Replacing the hard drive itself is a last resort for a live production server, and a friend suggested the drive controller could be the problem, so I confirmed that the drive controller for our server was not on-board (on its own card), and I attempted to convince the company hosting our server of the problem so they would replace the drive controller. I ran my own tests first with an iostat check while doing a read of the main hard drive (cat /etc/sda > /dev/null). This produced steadily worsening results the longer the test went on, and always much worse than our secondary drive. I passed these results on to the hosting company, and they replied that a “badblocks –vv” produced results that showed things looked fine.

So I was about to go run his test to confirm his findings, but decided to check parameters first, as I always like to do before running new Linux commands. Thank Thor I did. The admin had meant to write “badblocks –v” (verbose) and typoed with a double key stroke. The two v’s looked like a w due to the font, and had I ran a “badblocks –w” (write-mode test), I would have wiped out the entire hard drive.

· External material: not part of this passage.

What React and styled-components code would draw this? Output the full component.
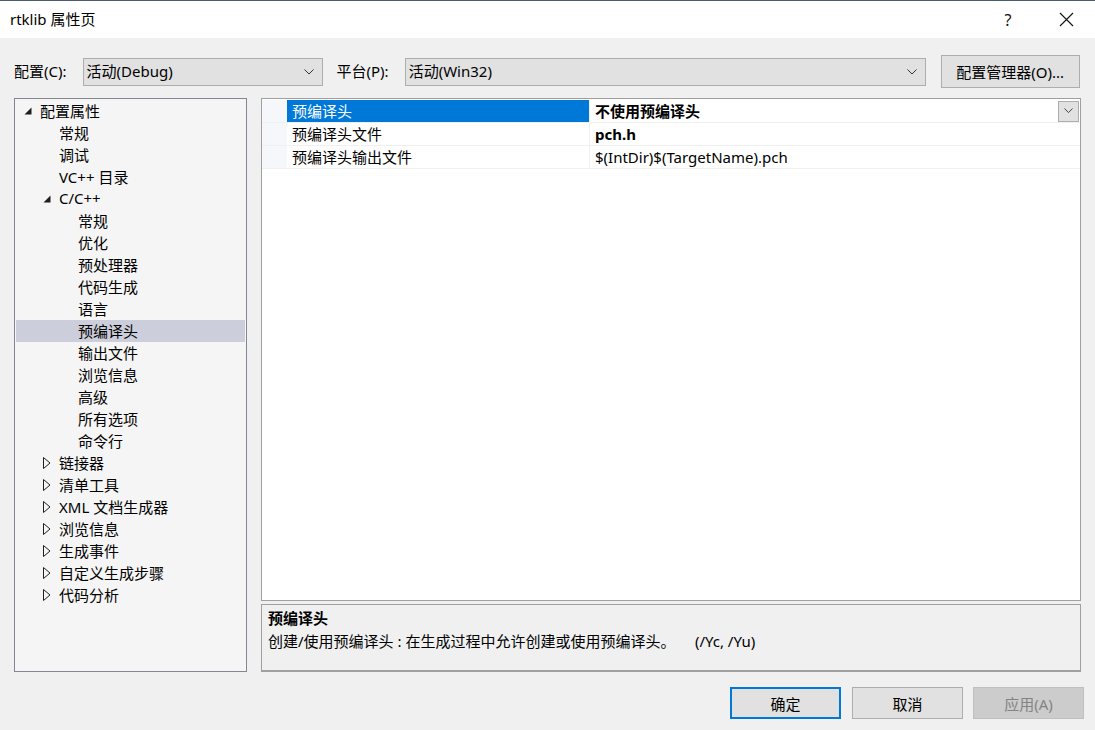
import React from "react";
import styled, { createGlobalStyle } from "styled-components";

const Global = createGlobalStyle`
  html, body { margin: 0; padding: 0; background: #f0f0f0; }
  body { font-family: "Segoe UI", "Noto Sans", "Noto Sans CJK SC", sans-serif; font-size: 15px; color: #000; }
  * { box-sizing: border-box; }
`;

const Window = styled.div`
  width: 1095px;
  height: 730px;
  background: #f0f0f0;
  border-top: 1px solid #4a5a70;
  display: flex;
  flex-direction: column;
  overflow: hidden;
`;

const TitleBar = styled.div`
  height: 37px;
  background: #fff;
  display: flex;
  align-items: center;
  padding-left: 10px;
`;

const Title = styled.div`
  flex: 1;
  font-size: 15px;
  margin-top: -2px;
`;

const TitleBtn = styled.div`
  width: 58px;
  height: 37px;
  display: flex;
  align-items: center;
  justify-content: center;
  font-size: 16px;
  color: #111;
`;

const Toolbar = styled.div`
  display: flex;
  align-items: center;
  padding: 17px 0 0 14px;
  height: 50px;
`;

const Label = styled.span`
  margin-right: ${(p) => p.$mr}px;
  white-space: nowrap;
  margin-top: -2px;
`;

const Select = styled.div`
  width: ${(p) => p.$w}px;
  height: 28px;
  background: #e1e1e1;
  border: 1px solid #adadad;
  display: flex;
  align-items: center;
  padding: 0 8px 0 3px;
  margin-right: ${(p) => p.$mr || 0}px;
`;

const SelectText = styled.span`
  flex: 1;
  margin-top: -2px;
`;

const Button = styled.div`
  width: ${(p) => p.$w}px;
  height: ${(p) => p.$h || 32}px;
  background: ${(p) => (p.$disabled ? "#cccccc" : "#e1e1e1")};
  color: ${(p) => (p.$disabled ? "#838383" : "#000")};
  border: ${(p) => (p.$primary ? "2px solid #0078d7" : p.$disabled ? "1px solid #bfbfbf" : "1px solid #adadad")};
  display: flex;
  align-items: center;
  justify-content: center;
  white-space: nowrap;
  margin-left: ${(p) => p.$ml || 0}px;
`;

const Main = styled.div`
  display: flex;
  padding: 10px 0 0 14px;
  height: 584px;
`;

const Tree = styled.div`
  width: 233px;
  height: 574px;
  border: 1px solid #828790;
  background: #f5f5f5;
  padding-top: 1px;
`;

const TreeRow = styled.div`
  height: 22px;
  display: flex;
  align-items: center;
  padding-left: ${(p) => 7 + p.$level * 19}px;
  padding-bottom: 2px;
  background: ${(p) => (p.$selected ? "#cccedb" : "transparent")};
  margin: 0 1px;
  white-space: nowrap;
`;

const Toggle = styled.span`
  width: 17px;
  height: 20px;
  display: flex;
  align-items: center;
  flex-shrink: 0;
  padding-left: 1px;
  padding-top: 1px;
`;

const RightCol = styled.div`
  margin-left: 14px;
  width: 820px;
  display: flex;
  flex-direction: column;
`;

const Grid = styled.div`
  height: 504px;
  border: 1px solid #a0a0a0;
  background: #fff;
  padding-top: 1px;
`;

const GridRow = styled.div`
  height: 23px;
  display: flex;
  border-bottom: 1px solid #f0f0f0;
`;

const Margin = styled.div`
  width: 25px;
  background: #f5f7fa;
`;

const NameCell = styled.div`
  width: 303px;
  padding: 0 0 1px 5px;
  display: flex;
  align-items: center;
  background: ${(p) => (p.$selected ? "#0078d7" : "#fff")};
  color: ${(p) => (p.$selected ? "#fff" : "#000")};
  border-right: 1px solid #f0f0f0;
`;

const ValueCell = styled.div`
  flex: 1;
  display: flex;
  align-items: center;
  padding-left: 5px;
  font-weight: ${(p) => (p.$bold ? 700 : 400)};
`;

const ValueText = styled.span`
  flex: 1;
  margin-top: -1px;
`;

const DropBtn = styled.div`
  width: 21px;
  height: 21px;
  background: #e1e1e1;
  border: 1px solid #adadad;
  display: flex;
  align-items: center;
  justify-content: center;
  margin-right: 1px;
`;

const Desc = styled.div`
  margin-top: 3px;
  height: 68px;
  border: 1px solid #a0a0a0;
  border-bottom: 2px solid #a0a0a0;
  background: #f0f0f0;
  padding: 2px 6px;
  line-height: 23px;
`;

const DescTitle = styled.div`
  font-weight: 700;
`;

const DescBody = styled.div`
  white-space: pre;
`;

const Footer = styled.div`
  display: flex;
  justify-content: flex-end;
  padding: 15px 11px 0 0;
`;

const Chevron = ({ size = 10 }) => (
  <svg width={size} height={size / 2 + 1} viewBox="0 0 10 6">
    <polyline points="0.5,0.5 5,5 9.5,0.5" fill="none" stroke="#333" strokeWidth="1" />
  </svg>
);

const Expanded = () => (
  <svg width="8" height="8" viewBox="0 0 8 8">
    <polygon points="7.5,0.5 7.5,7.5 0.5,7.5" fill="#1e1e1e" />
  </svg>
);

const Collapsed = () => (
  <svg width="8" height="12" viewBox="0 0 8 12">
    <polygon points="0.5,0.5 7,6 0.5,11.5" fill="none" stroke="#1e1e1e" strokeWidth="1" />
  </svg>
);

const treeItems = [
  { t: "配置属性", l: 0, s: "e" },
  { t: "常规", l: 1 },
  { t: "调试", l: 1 },
  { t: "VC++ 目录", l: 1 },
  { t: "C/C++", l: 1, s: "e" },
  { t: "常规", l: 2 },
  { t: "优化", l: 2 },
  { t: "预处理器", l: 2 },
  { t: "代码生成", l: 2 },
  { t: "语言", l: 2 },
  { t: "预编译头", l: 2, sel: true },
  { t: "输出文件", l: 2 },
  { t: "浏览信息", l: 2 },
  { t: "高级", l: 2 },
  { t: "所有选项", l: 2 },
  { t: "命令行", l: 2 },
  { t: "链接器", l: 1, s: "c" },
  { t: "清单工具", l: 1, s: "c" },
  { t: "XML 文档生成器", l: 1, s: "c" },
  { t: "浏览信息", l: 1, s: "c" },
  { t: "生成事件", l: 1, s: "c" },
  { t: "自定义生成步骤", l: 1, s: "c" },
  { t: "代码分析", l: 1, s: "c" },
];

const props = [
  { n: "预编译头", v: "不使用预编译头", bold: true, sel: true, drop: true },
  { n: "预编译头文件", v: "pch.h", bold: true },
  { n: "预编译头输出文件", v: "$(IntDir)$(TargetName).pch" },
];

export default function App() {
  return (
    <>
      <Global />
      <Window>
        <TitleBar>
          <Title>rtklib 属性页</Title>
          <TitleBtn>?</TitleBtn>
          <TitleBtn>
            <svg width="15" height="15" viewBox="0 0 15 15">
              <path d="M1 1L14 14M14 1L1 14" stroke="#111" strokeWidth="1.1" />
            </svg>
          </TitleBtn>
        </TitleBar>
        <Toolbar>
          <Label $mr={16}>配置(C):</Label>
          <Select $w={240} $mr={14}>
            <SelectText>活动(Debug)</SelectText>
            <Chevron />
          </Select>
          <Label $mr={16}>平台(P):</Label>
          <Select $w={521}>
            <SelectText>活动(Win32)</SelectText>
            <Chevron />
          </Select>
          <Button $w={139} $h={33} $ml={15}>配置管理器(O)...</Button>
        </Toolbar>
        <Main>
          <Tree>
            {treeItems.map((it, i) => (
              <TreeRow key={i} $level={it.l} $selected={it.sel}>
                <Toggle>{it.s === "e" ? <Expanded /> : it.s === "c" ? <Collapsed /> : null}</Toggle>
                {it.t}
              </TreeRow>
            ))}
          </Tree>
          <RightCol>
            <Grid>
              {props.map((p, i) => (
                <GridRow key={i}>
                  <Margin />
                  <NameCell $selected={p.sel}>{p.n}</NameCell>
                  <ValueCell $bold={p.bold}>
                    <ValueText>{p.v}</ValueText>
                    {p.drop && (
                      <DropBtn>
                        <Chevron size={9} />
                      </DropBtn>
                    )}
                  </ValueCell>
                </GridRow>
              ))}
            </Grid>
            <Desc>
              <DescTitle>预编译头</DescTitle>
              <DescBody>{"创建/使用预编译头 : 在生成过程中允许创建或使用预编译头。     (/Yc, /Yu)"}</DescBody>
            </Desc>
          </RightCol>
        </Main>
        <Footer>
          <Button $w={111} $primary>确定</Button>
          <Button $w={111} $ml={11}>取消</Button>
          <Button $w={111} $ml={10} $disabled>应用(A)</Button>
        </Footer>
      </Window>
    </>
  );
}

Anyways, the test outputted the same basic results as my iostat test with throughput results very quickly decreasing from a remotely acceptable level to almost nil. Of course, the admin only took the best results of the test, ignoring the rest.

I had them swap out the drive controller anyways, and it hasn’t fixed things, so a hard drive replace will probably be needed soon. This kind of problem would be trivial if I had access to the server and could just test the hardware myself, but that is a price to pay for proper security at a server farm.